About Mersey Forest
In Windmill Hill we are fortunate to be surrounded by such beautiful natural woodland and wildlife. We owe a lot of this to The Mersey Forest Partnership, who continue to work tirelessly to insure that our surroundings not only remain full of natural idyllic green areas, but that these areas also becomes a more prominent feature of our lives. It’s a well recognized fact that one of the best way for people to enjoy life and tackle issues such as depression is to embrace our natural landscape.
The Mersey Forest is a growing network of woodlands and green spaces across the Liverpool City Region and beyond, which has been creating ‘woodlands on your doorstep’ for 20 years. Back in the early 1990’s, 12 areas of England were chosen to be the focus of long-term tree planting programmes aimed at improving the local environment for the benefit of people, wildlife and the economy. The largest of these designated Community Forest areas covers more than 500 square miles of the Liverpool City Region and North Cheshire and is named The Mersey Forest.
Through community and partnership working The Mersey Forest Partnership has planted more than 9 million trees, equivalent to five new trees for every person living within the Mersey Forest area. Praised as a “visionary concept”, their ‘more from trees’ approach brings a whole host of environmental, health and economic benefits.

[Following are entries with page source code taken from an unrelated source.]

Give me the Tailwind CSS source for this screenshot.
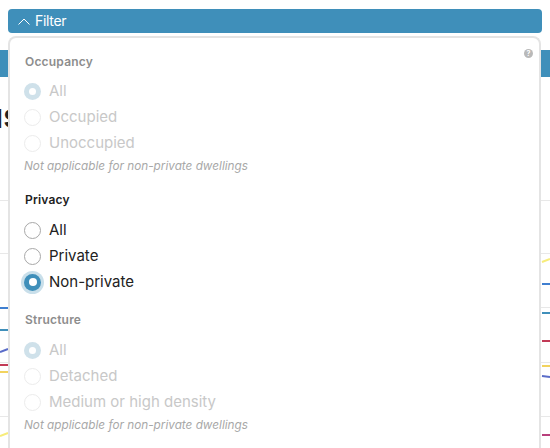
<!DOCTYPE html>
<html lang="en">
<head>
    <meta charset="UTF-8">
    <title>Filter</title>
    <script src="https://cdn.jsdelivr.net/npm/@tailwindcss/browser@4"></script>
</head>
<body class="bg-white font-['Inter',sans-serif] h-[448px] overflow-hidden relative">

    <!-- page behind the popover -->
    <div class="absolute left-0 right-0 top-[50px] h-[27px] bg-[#3f8fba]"></div>
    <div class="absolute left-[-18px] top-[96px] text-[34px] font-bold text-[#222] leading-10">us</div>
    <svg class="absolute left-0 top-0" width="550" height="448" fill="none" stroke-width="2">
        <g stroke="#e8e8e8" stroke-width="1">
            <path d="M0 200.500H550M0 253.500H550M0 307.500H550M0 362.500H550M0 416.500H550"/>
        </g>
        <path d="M0 308H8M542 284H550" stroke="#3f7fd0"/>
        <path d="M0 330H8M542 313H550" stroke="#3f8fba"/>
        <path d="M0 352L8 349M542 376L550 377" stroke="#5a6cc8"/>
        <path d="M0 365H8M542 341H550" stroke="#c23a56"/>
        <path d="M0 372H8M542 366H550" stroke="#f2d35e"/>
        <path d="M0 436L8 433M542 262L550 259" stroke="#f7ec7a"/>
        <path d="M542 435H550" stroke="#b83f7c"/>
    </svg>

    <!-- filter toggle -->
    <div class="relative mx-2 mt-[9px] h-6 w-[534px] rounded bg-[#3f8fba] flex items-center pl-2.5 gap-[5px] text-white text-sm tracking-[-0.3px]">
        <svg width="12" height="7" viewBox="0 0 12 7" fill="none" stroke="white" stroke-width="1"><path d="M0.500 6.500L6 1L11.500 6.500"/></svg>
        <span>Filter</span>
    </div>

    <!-- popover -->
    <div class="relative ml-2 mt-[3px] w-[533px] h-[430px] bg-white border-2 border-[#e4e4e4] border-b-0 rounded-t-lg pl-[14px] pt-4">
        <div class="absolute top-[11px] right-[6px] w-[9px] h-[9px] rounded-full bg-[#b9b9b9] text-white text-[7px] font-bold leading-[9px] text-center">?</div>

        <div>
            <h3 class="ml-px text-xs font-semibold leading-4 tracking-[0.2px] text-[#8d8d8d]">Occupancy</h3>
            <div class="mt-2 flex flex-col text-[15px] leading-[26px] text-[#c8c8c8]">
                <label class="flex items-center gap-2 h-[26px]"><span class="w-[17px] h-[17px] rounded-full bg-[#cfe1ea] flex items-center justify-center"><span class="w-[7px] h-[7px] rounded-full bg-white"></span></span>All</label>
                <label class="flex items-center gap-2 h-[26px]"><span class="w-[17px] h-[17px] rounded-full border border-[#ececec]"></span>Occupied</label>
                <label class="flex items-center gap-2 h-[26px]"><span class="w-[17px] h-[17px] rounded-full border border-[#ececec]"></span>Unoccupied</label>
            </div>
            <p class="mt-[2px] text-[11.75px] italic leading-4 text-[#a8a8a8]">Not applicable for non-private dwellings</p>
        </div>

        <div class="mt-[18px]">
            <h3 class="ml-px text-xs font-semibold leading-4 tracking-[0.2px] text-[#222]">Privacy</h3>
            <div class="mt-[9px] flex flex-col text-[15px] leading-[26px] text-[#222]">
                <label class="flex items-center gap-2 h-[26px]"><span class="w-[17px] h-[17px] rounded-full border border-[#a8a8a8]"></span>All</label>
                <label class="flex items-center gap-2 h-[26px]"><span class="w-[17px] h-[17px] rounded-full border border-[#a8a8a8]"></span>Private</label>
                <label class="flex items-center gap-2 h-[26px]"><span class="w-[17px] h-[17px] rounded-full bg-[#3f8fba] ring-[3px] ring-[#c9dfea] flex items-center justify-center"><span class="w-2 h-2 rounded-full bg-white"></span></span>Non-private</label>
            </div>
        </div>

        <div class="mt-[17px]">
            <h3 class="ml-px text-xs font-semibold leading-4 tracking-[0.2px] text-[#8d8d8d]">Structure</h3>
            <div class="mt-[9px] flex flex-col text-[15px] leading-[26px] text-[#c8c8c8]">
                <label class="flex items-center gap-2 h-[26px]"><span class="w-[17px] h-[17px] rounded-full bg-[#cfe1ea] flex items-center justify-center"><span class="w-[7px] h-[7px] rounded-full bg-white"></span></span>All</label>
                <label class="flex items-center gap-2 h-[26px]"><span class="w-[17px] h-[17px] rounded-full border border-[#ececec]"></span>Detached</label>
                <label class="flex items-center gap-2 h-[26px]"><span class="w-[17px] h-[17px] rounded-full border border-[#ececec]"></span>Medium or high density</label>
            </div>
            <p class="mt-[2px] text-[11.75px] italic leading-4 text-[#a8a8a8]">Not applicable for non-private dwellings</p>
        </div>
    </div>
</body>
</html>
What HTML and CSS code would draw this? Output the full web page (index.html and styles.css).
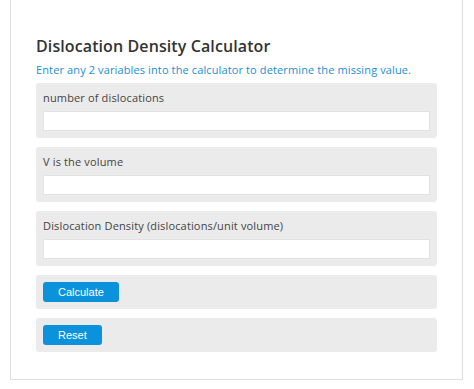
FILE: index.html
```html
<!doctype html>
<html lang="en">
<head>
  <meta charset="utf-8">
  <title>Dislocation Density Calculator</title>
  <link rel="stylesheet" href="styles.css">
</head>
<body>

<div class="calc">
  <h2 class="calc-title">Dislocation Density Calculator</h2>
  <p class="calc-intro">Enter any 2 variables into the calculator to determine the missing value.</p>

  <div class="calc-row">
    <label class="calc-label" for="n">number of dislocations</label>
    <input class="calc-field" id="n" type="text">
  </div>

  <div class="calc-row">
    <label class="calc-label" for="v">V is the volume</label>
    <input class="calc-field" id="v" type="text">
  </div>

  <div class="calc-row">
    <label class="calc-label" for="rho">Dislocation Density (dislocations/unit volume)</label>
    <input class="calc-field" id="rho" type="text">
  </div>

  <div class="calc-row calc-row-btn">
    <button class="calc-btn" type="button">Calculate</button>
  </div>

  <div class="calc-row calc-row-btn">
    <button class="calc-btn" type="button">Reset</button>
  </div>
</div>

</body>
</html>
```

FILE: styles.css
```css
html {
  background-color: #fff;
}

body {
  color: #444;
  font-family: "Open Sans", sans-serif;
  margin: 0;
  padding: 0 11px 0 10px;
}

.calc {
  border: 1px solid #dedede;
  border-top: 0;
  padding: 35px 25px 27px;
}

.calc-title {
  color: #333;
  font-size: 16px;
  font-weight: 600;
  letter-spacing: 0.1px;
  line-height: 22px;
  margin: 0 0 6px;
}

.calc-intro {
  color: #1b8fd2;
  font-size: 11px;
  letter-spacing: 0.12px;
  line-height: 14px;
  margin: 0 0 6px;
}

.calc-row {
  background-color: #ebebeb;
  border-radius: 3px;
  display: flex;
  flex-direction: column;
  align-items: flex-start;
  margin-bottom: 9px;
  padding: 7px;
}

.calc-row:last-child {
  margin-bottom: 0;
}

.calc-label {
  font-size: 11px;
  letter-spacing: 0.15px;
  line-height: 16px;
  margin-bottom: 5px;
}

.calc-field {
  align-self: stretch;
  background-color: #fff;
  border: 1px solid #e2e2e2;
  box-sizing: border-box;
  height: 20px;
  margin: 0;
  padding: 0 4px;
}

.calc-btn {
  background-color: #0b92db;
  border: 0;
  border-radius: 3px;
  color: #fff;
  font-family: "Liberation Sans", Arial, sans-serif;
  font-size: 11px;
  height: 20px;
  padding: 0 15px;
}
```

Windmill Hill is a prime example of how a community can embrace the surrounding woodland that makes up part of the Mersey Forest, with its natural environment intertwined with the housing estate itelf, adding that bit more of a pleasant feel to the area. You don’t have to go far to find ideal terrain to enjoy a stroll, it’s no wonder that Windmill Hill is a part of the 22 mile long Mersey Valley Timberland Trail.
Pupils from Windmill Hill Primary School have been reaping the rewards of The Mersey Forest initiatives since their Forest School was created around it in 1996. Children attending the Outstanding Ofsted rated school are grateful to have outdoor education as an important part of their curriculum.
Children take part in Forest School once a week, they learn all about nature and gain basic outdoor skills through a series of natural play activities. Children are significantly more active on days when they take part in a Forest School session than they would be on an ordinary school day.
The largest study of its kind entitled, “Encouraging play in the natural environment: a child-focused case study”, was carried out into Forest Schools by Liverpool John Moores University, The Mersey Forest and Deakin University in Australia.
The findings indicated that Forest Schools not only encouraged social skill development, but also helped children develop with confidence when interacting with the natural world, understanding, interest, motor skills and leadership skills, all of which are important components of a child’s development as well as having key links to their connectivity with nature.
“The early findings from the children’s study clearly show that during Forest School sessions, children are not only more active than they would be on an ordinary school day, but they also more than fulfill the NHS recommendation for daily physical activity. Given the national rise of childhood obesity, particularly in deprived areas, and the well-documented links between spending time outdoors and health and wellbeing, these are timely findings. The next step for us will be to publish the research in a peer-reviewed journal.”
Research Assistant at The Mersey Forest – Clare Austin (2014).